PED'S IN OTHER SPORTS: A LEADING CYCLIST ADMITS GUILT
By Scott Shaffer

George Hincapie is world class bicyclist who retired two months ago. He was Lance Armstrong's teammate for all seven of Armstrong's Tour De France victories and an extremely decorated competitor in his own right. The taint of performance enhancing drugs (PEDs), however, has  tarnished Hincapie's sport far worse than boxing has been. Yesterday, as part of the ongoing campaign against Armstrong, Hincapie admitted to cheating over the majority of his pro career, which spanned 1994-2012. Hincapie also told the United States Anti-Doping Agency (USADA) that Armstrong used a PED called EPO as early as 1998. Armstrong strongly denies all allegations of cheating, but unlike some of the other witnesses against Armstrong, Hincapie was not previously confirmed as a cheater until this week's revelation. According to USADA, Hincapie and Armstrong shared the same doctor who was the source of the PEDs.  

Hincapie posted his admission about his own PED to his website on October 10th. He says he voluntarily stopped cheating in 2006 and competed clean through his recent retirement. While this scandal has no direct connection to boxing, the developing story of Armstrong and Hincapie, and Hincapie's claim that PEDs were prevalent in his sport, is a thought-provoking read for boxing fans, particularly in a year when boxing stars such as Antonio Tarver, Lamont Peterson, Andre Berto and others have been caught cheating.

Here is what Hincapie had to say:

GEORGE HINCAPIE STATEMENT:

For over 30 years I have dedicated my life to cycling.
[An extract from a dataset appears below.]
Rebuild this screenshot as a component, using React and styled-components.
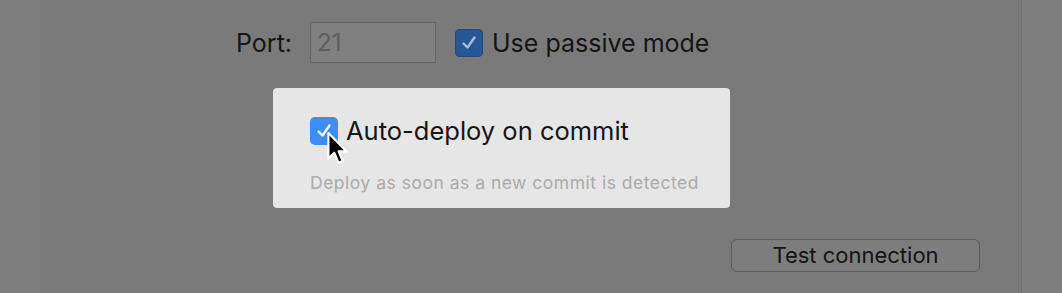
import React from 'react';
import styled, { createGlobalStyle } from 'styled-components';

const GlobalStyle = createGlobalStyle`
  html, body {
    margin: 0;
    padding: 0;
    background: #7a7a7a;
  }
  body {
    font-family: Inter, "Open Sans", "Liberation Sans", sans-serif;
    -webkit-font-smoothing: antialiased;
  }
`;

const Check = ({ color }) => (
  <svg width="20" height="20" viewBox="0 0 20 20">
    <path d="M4.5 10.5 L8.5 14.5 L15.5 4.5" fill="none" stroke={color} strokeWidth="2.4" strokeLinecap="round" strokeLinejoin="round" />
  </svg>
);

const Cursor = () => (
  <svg width="26" height="36" viewBox="0 0 24 34">
    <path
      d="M2 2 L2 26 L7.5 20.5 L11.5 30 L15.5 28.3 L11.6 19.2 L19 19.2 Z"
      fill="#000"
      stroke="#fff"
      strokeWidth="2"
      strokeLinejoin="round"
    />
  </svg>
);

export default function App() {
  return (
    <>
      <GlobalStyle />
      <Window>
        <SideStrip />
        <Main>
          <PortRow>
            <Label>Port:</Label>
            <PortInput>21</PortInput>
            <Checkbox dim>
              <Check color="#a9bcd4" />
            </Checkbox>
            <CheckLabel>Use passive mode</CheckLabel>
          </PortRow>

          <Callout>
            <CalloutRow>
              <Checkbox>
                <Check color="#ffffff" />
                <CursorWrap>
                  <Cursor />
                </CursorWrap>
              </Checkbox>
              <CalloutLabel>Auto-deploy on commit</CalloutLabel>
            </CalloutRow>
            <Hint>Deploy as soon as a new commit is detected</Hint>
          </Callout>

          <ButtonRow>
            <Button>Test connection</Button>
          </ButtonRow>
        </Main>
        <Divider />
        <SideStrip />
      </Window>
    </>
  );
}

// Styles

const Window = styled.div`
  display: flex;
  width: 1062px;
  height: 293px;
  overflow: hidden;
`;

const SideStrip = styled.div`
  width: 40px;
  flex-shrink: 0;
  background: #7f7f7f;
`;

const Divider = styled.div`
  width: 1px;
  background: #737373;
`;

const Main = styled.div`
  flex: 1;
  background: #7a7a7a;
  display: flex;
  flex-direction: column;
  padding-top: 22px;
`;

const PortRow = styled.div`
  display: flex;
  align-items: center;
  height: 41px;
  padding-left: 196px;
`;

const Label = styled.span`
  font-size: 25px;
  color: #161616;
  margin-right: 18px;
`;

const PortInput = styled.div`
  box-sizing: border-box;
  width: 126px;
  height: 41px;
  border: 1px solid #666;
  background: #808080;
  color: #5f5f5f;
  font-size: 24px;
  line-height: 39px;
  padding-left: 6px;
  margin-right: 19px;
`;

const Checkbox = styled.div`
  position: relative;
  width: 28px;
  height: 28px;
  border-radius: 5px;
  background: ${p => (p.dim ? '#27599433' : '#3a8ef6')};
  background: ${p => (p.dim ? '#275894' : '#3a8ef6')};
  box-shadow: ${p => (p.dim ? 'inset 0 0 0 1px #1f4a7a' : 'none')};
  display: flex;
  align-items: center;
  justify-content: center;
  flex-shrink: 0;
`;

const CheckLabel = styled.span`
  font-size: 25px;
  color: #141414;
  margin-left: 9px;
`;

const Callout = styled.div`
  box-sizing: border-box;
  margin-top: 25px;
  margin-left: 233px;
  width: 457px;
  height: 120px;
  background: #e6e6e6;
  border-radius: 4px;
  padding: 27px 0 0 37px;
`;

const CalloutRow = styled.div`
  display: flex;
  align-items: center;
`;

const CursorWrap = styled.div`
  position: absolute;
  left: 16px;
  top: 14px;
  line-height: 0;
`;

const CalloutLabel = styled.span`
  font-size: 25.5px;
  color: #141414;
  margin-left: 8px;
`;

const Hint = styled.div`
  margin-top: 26px;
  font-size: 17.5px;
  letter-spacing: 0.5px;
  color: #acacac;
`;

const ButtonRow = styled.div`
  display: flex;
  justify-content: flex-end;
  padding-right: 41px;
  margin-top: 31px;
`;

const Button = styled.div`
  box-sizing: border-box;
  width: 249px;
  height: 33px;
  border: 1px solid #5e5e5e;
  border-radius: 6px;
  background: #7d7d7d;
  color: #141414;
  font-size: 22px;
  line-height: 31px;
  text-align: center;
`;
I have always been determined to compete at the highest level, in one of the most physically demanding sports. With hard work and success have come great blessings from the sport I love.

Teammates have become dear friends and I have worked hard to earn the respect of my competitors. I have been associated with managers and team officials whose professionalism is unparalleled. Wonderful fans have supported my family and me since I began this great journey. For all of this and more, I am truly grateful and proud.

Because of my love for the sport, the contributions I feel I have made to it, and the amount the sport of cycling has given to me over the years, it is extremely difficult today to acknowledge that during a part of my career I used banned substances. Early in my professional career, it became clear to me that, given the widespread use of performance enhancing drugs by cyclists at the top of the profession, it was not possible to compete at the highest level without them. I deeply regret that choice and sincerely apologize to my family, teammates and fans.

Quietly, and in the way I know best, I have been trying to rectify that decision. I have competed clean and have not used any performance enhancing drugs or processes for the past six years. Since 2006, I have been working hard within the sport of cycling to rid it of banned substances. During this time, I continued to successfully compete at the highest level of cycling while mentoring young professional riders on the right choices to make to ensure that the culture of cycling had changed.

About two years ago, I was approached by US Federal investigators, and more recently by USADA, and asked to tell of my personal experience in these matters. I would have been much more comfortable talking only about myself, but understood that I was obligated to tell the truth about everything I knew. So that is what I did.

Cycling has made remarkable gains over the past several years and can serve as a good example for other sports. Thankfully, the use of performance enhancing drugs is no longer embedded in the culture of our sport, and younger riders are not faced with the same choice we had.

I am proud to be part of the cycling community, and believe we continue to make positive changes to our sport. I applaud the extraordinary achievements of my fellow riders on and off the bike. Cycling is an incredible sport that not only requires unbelievable physical ability to ride hundreds of miles a day for many days on end; it also requires a certain type of dedication, ambition and character. I have been fortunate to compete with teammates whose commitment and talent will be hard to match. As a rider I have dedicated a large part of my career to helping those teammates succeed. As I begin the next chapter in my cycling life, I look forward to playing a significant part in developing, encouraging and helping young riders to compete and win with the best in the world.